No big loss. After all, no one would miss him.

“If it hadn’t been for me, everybody’d be a lot better off,” he says. “I suppose it’d been better if I’d never been born at all.”

George Bailey (Jimmy Stewart) wasn’t just desperate to raise that $8,000, whatever the personal cost. He was at a place where he’d felt like his life had been wasted. It had had no meaning. George wasn’t perhaps quite as Ecclesiastical as Andy was, but his thoughts came from the same well.

In my Bible’s introduction to Ecclesiastes (Crossway’s ESV Study Bible), the writer says that the book is primarily concerned with the meaning of life, and how it leads to the overarching story of salvation. “It calls each of God’s people to own the story, and it dignifies each won with a role in the further outworking of the story,” the intro writer says. “Nevertheless it is impossible for any human being to fully grasp how his or her decisions will contribute to God’s grand scheme; and Ecclesiastes helps people to see that they do not have to understand this.”

And that’s where both The Gold Guard and It’s a Wonderful Life depart from Ecclesiastes. George and Andy are both given an opportunity to see how their lives have impacted the world around them.

In It’s a Wonderful Life, George’s guardian angel (Clarence) shows him what an impact he’s made in the lives around him: That his decisions worked for God’s greater good. George is given that “impossible” gift: To see his piece in a wider story.

The Old Guard, being the R-rated actioner it is, doesn’t lean into guardian angels as much. But (without giving anything critical away) Andy is given the opportunity to see how she and her team have impacted the world for the better: One child they save might rescue hundreds of people from the Khmer Rouge, or create an important treatment for a disease, or even prevent a nuclear disaster. Or their daughter or granddaughter might.

“She saves a life, and two or three generations later, we reap the benefits,” someone says of Andy.

Like George, Andy, in her own more secular way, rediscovers meaning in what she had thought had been a very long, very meaningless life. And she lands in much the same place as Solomon did. “We don’t have all the answers, but we do have purpose,” Andy says. And so they do.

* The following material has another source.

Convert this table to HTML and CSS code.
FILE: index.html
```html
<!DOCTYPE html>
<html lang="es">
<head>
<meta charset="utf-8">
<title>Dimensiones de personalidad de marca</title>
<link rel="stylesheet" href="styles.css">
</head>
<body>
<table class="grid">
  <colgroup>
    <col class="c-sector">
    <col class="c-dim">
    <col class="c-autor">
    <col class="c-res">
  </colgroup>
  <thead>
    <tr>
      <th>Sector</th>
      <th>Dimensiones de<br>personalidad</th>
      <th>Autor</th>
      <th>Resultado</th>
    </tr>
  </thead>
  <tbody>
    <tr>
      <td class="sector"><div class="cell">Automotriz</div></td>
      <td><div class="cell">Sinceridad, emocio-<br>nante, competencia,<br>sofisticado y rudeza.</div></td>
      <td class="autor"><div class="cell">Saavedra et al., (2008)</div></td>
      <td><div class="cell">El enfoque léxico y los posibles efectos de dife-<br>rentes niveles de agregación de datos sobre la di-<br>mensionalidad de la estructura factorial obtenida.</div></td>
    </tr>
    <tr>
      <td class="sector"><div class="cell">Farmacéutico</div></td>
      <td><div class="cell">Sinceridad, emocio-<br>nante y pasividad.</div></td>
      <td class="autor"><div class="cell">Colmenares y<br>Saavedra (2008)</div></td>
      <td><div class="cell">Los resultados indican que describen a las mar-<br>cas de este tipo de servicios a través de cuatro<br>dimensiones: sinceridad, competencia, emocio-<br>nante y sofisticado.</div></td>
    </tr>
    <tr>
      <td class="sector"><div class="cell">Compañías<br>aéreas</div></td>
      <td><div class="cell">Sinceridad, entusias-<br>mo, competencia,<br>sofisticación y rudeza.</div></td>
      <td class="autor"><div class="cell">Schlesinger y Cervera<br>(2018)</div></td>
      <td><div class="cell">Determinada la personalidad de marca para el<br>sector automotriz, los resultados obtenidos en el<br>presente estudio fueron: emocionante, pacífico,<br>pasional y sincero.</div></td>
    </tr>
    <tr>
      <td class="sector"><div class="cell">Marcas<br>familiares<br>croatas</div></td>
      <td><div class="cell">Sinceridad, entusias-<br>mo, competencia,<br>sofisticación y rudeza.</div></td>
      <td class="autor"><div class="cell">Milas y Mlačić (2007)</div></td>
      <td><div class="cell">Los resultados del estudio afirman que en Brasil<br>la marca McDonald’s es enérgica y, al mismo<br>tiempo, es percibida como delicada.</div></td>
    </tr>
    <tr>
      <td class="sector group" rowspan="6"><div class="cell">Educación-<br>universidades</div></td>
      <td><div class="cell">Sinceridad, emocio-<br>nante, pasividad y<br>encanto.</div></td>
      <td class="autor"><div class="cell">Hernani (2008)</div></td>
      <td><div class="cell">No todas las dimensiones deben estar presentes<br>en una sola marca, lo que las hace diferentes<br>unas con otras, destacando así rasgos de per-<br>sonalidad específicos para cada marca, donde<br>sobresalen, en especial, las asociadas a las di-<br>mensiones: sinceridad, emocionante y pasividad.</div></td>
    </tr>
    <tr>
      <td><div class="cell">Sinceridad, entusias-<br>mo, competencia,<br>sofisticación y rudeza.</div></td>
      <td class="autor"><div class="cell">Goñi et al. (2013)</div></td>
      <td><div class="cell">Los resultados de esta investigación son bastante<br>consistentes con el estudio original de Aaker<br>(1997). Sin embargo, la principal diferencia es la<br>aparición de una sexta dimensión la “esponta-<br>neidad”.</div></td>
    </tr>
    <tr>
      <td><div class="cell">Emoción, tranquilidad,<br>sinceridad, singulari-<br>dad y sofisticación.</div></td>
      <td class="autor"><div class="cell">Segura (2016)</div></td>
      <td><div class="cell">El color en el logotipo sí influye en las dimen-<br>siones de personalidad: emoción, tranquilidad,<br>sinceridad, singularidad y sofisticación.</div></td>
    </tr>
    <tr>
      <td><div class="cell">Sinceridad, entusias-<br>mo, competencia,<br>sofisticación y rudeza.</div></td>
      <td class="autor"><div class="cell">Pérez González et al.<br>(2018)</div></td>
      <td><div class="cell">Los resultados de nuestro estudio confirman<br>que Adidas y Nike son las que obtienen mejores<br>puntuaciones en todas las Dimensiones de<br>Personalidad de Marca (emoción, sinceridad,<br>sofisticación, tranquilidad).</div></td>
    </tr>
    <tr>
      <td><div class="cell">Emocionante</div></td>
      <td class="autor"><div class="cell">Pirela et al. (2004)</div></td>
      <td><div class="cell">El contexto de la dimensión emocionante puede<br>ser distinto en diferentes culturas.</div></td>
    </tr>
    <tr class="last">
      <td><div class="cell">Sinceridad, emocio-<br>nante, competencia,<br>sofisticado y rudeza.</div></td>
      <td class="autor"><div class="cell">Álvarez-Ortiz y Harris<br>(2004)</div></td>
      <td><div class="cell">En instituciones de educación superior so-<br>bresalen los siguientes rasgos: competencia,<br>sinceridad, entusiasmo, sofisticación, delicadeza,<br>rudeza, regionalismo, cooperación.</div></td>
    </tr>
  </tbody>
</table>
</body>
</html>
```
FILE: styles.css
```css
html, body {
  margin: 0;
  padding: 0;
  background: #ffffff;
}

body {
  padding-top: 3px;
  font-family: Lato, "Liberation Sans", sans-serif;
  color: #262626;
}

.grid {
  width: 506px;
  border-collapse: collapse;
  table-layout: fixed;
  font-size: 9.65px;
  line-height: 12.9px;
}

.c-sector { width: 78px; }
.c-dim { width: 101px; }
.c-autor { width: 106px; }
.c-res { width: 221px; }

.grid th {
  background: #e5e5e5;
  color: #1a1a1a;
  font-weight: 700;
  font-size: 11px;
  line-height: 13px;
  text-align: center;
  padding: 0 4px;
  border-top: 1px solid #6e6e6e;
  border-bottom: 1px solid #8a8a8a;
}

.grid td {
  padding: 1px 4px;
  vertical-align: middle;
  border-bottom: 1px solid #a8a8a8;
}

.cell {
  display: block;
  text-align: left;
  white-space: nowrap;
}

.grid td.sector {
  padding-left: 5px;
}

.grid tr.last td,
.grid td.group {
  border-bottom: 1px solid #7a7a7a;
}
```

And with that purpose comes, oddly, a renewed sense of faith. No longer is Andy’s immortality pinned to a sense of futile nothingness. She and her team’s lives have meaning—and Andy seems to open her mind to the idea that that meaning might be orchestrated by a higher hand. Suddenly, Nile’s faith doesn’t seem quite so laughable.

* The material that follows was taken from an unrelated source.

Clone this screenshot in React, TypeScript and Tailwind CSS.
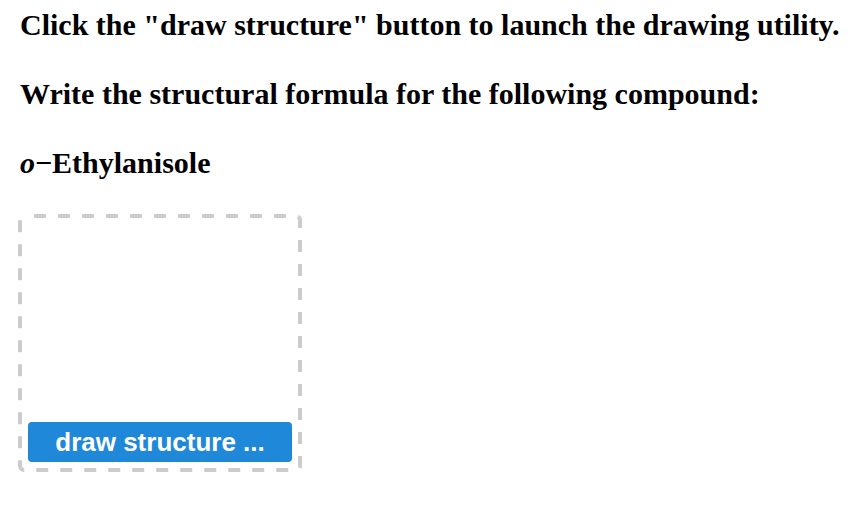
export default function App() {
  return (
    <div className="min-h-screen bg-white pl-[20px] pt-[8px] text-black" style={{ fontFamily: '"Liberation Serif", "Times New Roman", serif' }}>
      <p className="text-[30px] leading-[34px] font-bold">Click the "draw structure" button to launch the drawing utility.</p>
      <p className="mt-[35px] text-[30px] leading-[34px] font-bold">Write the structural formula for the following compound:</p>
      <p className="mt-[35px] text-[30px] leading-[34px] font-bold">
        <i>o</i>−Ethylanisole
      </p>
      {/* drawing area with dashed outline */}
      <div className="relative -ml-[2px] mt-[34px] flex h-[258px] w-[284px] flex-col justify-end px-[10px] pb-[10px]">
        <svg className="pointer-events-none absolute inset-0" width="284" height="258" viewBox="0 0 284 258">
          <rect
            x="2"
            y="2"
            width="280"
            height="254"
            rx="4"
            fill="none"
            stroke="#cccccc"
            strokeWidth="4"
            strokeDasharray="12 12"
            strokeDashoffset="14"
          />
        </svg>
        <button
          className="relative h-[40px] w-full rounded-[4px] bg-[#1f88d8] text-[26px] leading-[30px] font-bold text-white"
          style={{ fontFamily: '"Liberation Sans", Arial, sans-serif' }}
        >
          draw structure ...
        </button>
      </div>
    </div>
  );
}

One of the things I love about the Bible is how honest it is—far more honest than we Christians can be—about the hard realities of this fallen world. We suffer. We struggle. Sometimes God feels so distant. Sometimes life feels empty, and we wonder what’s the point of it all.

But as George and Andy had the chance to see, we are indeed part of a bigger tapestry. We’re just too close to see the full picture, that’s all.